Still, he trusts new rules developed by the O.E.C.D., if broadly adopted, could put an end to common avoidance practices, like parking valuable intellectual property in tax havens or having subsidiaries in high-tax jurisdictions, where interest is deductible, borrow from subsidiaries in low-tax jurisdictions where interest is not taxable.
Under enormous pressure from the rest of the world, tax havens might even repent. The Irish, he said, have been mulling tightening the rules unilaterally, concluding that the bad blood generated by the arrangements outweighs the modest number of jobs that they lure and the scant tax revenue that these artificial investments leave in the country.

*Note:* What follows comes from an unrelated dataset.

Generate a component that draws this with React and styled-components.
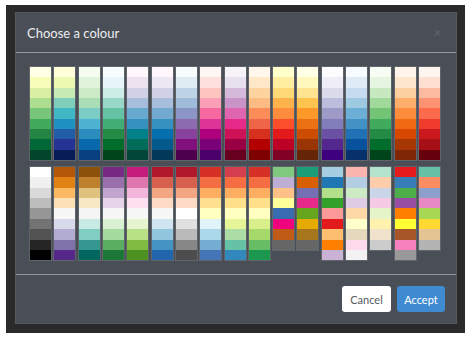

There are reasons, however, to remain cautious that the world’s tax collectors can get ahead of its corporate tax strategists.
The trend in the United States, if anything, is going in the opposite direction. Despite the Obama administration’s new rules to prevent so-called corporate inversions, where companies move their tax residency abroad, companies like Burger King and Medtronic are still dropping their American “citizenship” to reduce their tax liability.
Ireland has based its entire development strategy on becoming a low tax base for the multinationals of the world. And until the financial crisis walloped its banks, it had been successful.
As Mr. Summers pointed out, putting a stop to the shell company shenanigans doesn’t automatically put an end to international tax competition. In fact, it might make it worse.
Today companies need move little more than a post office box to gain the benefits of a tax haven. If the rules were tightened so that a company could claim a profit only where it really made it, it might decide to move a lot of operations and jobs there.
“There is the risk that if you require economic substance, you will get economic substance,” Mr. Summers said.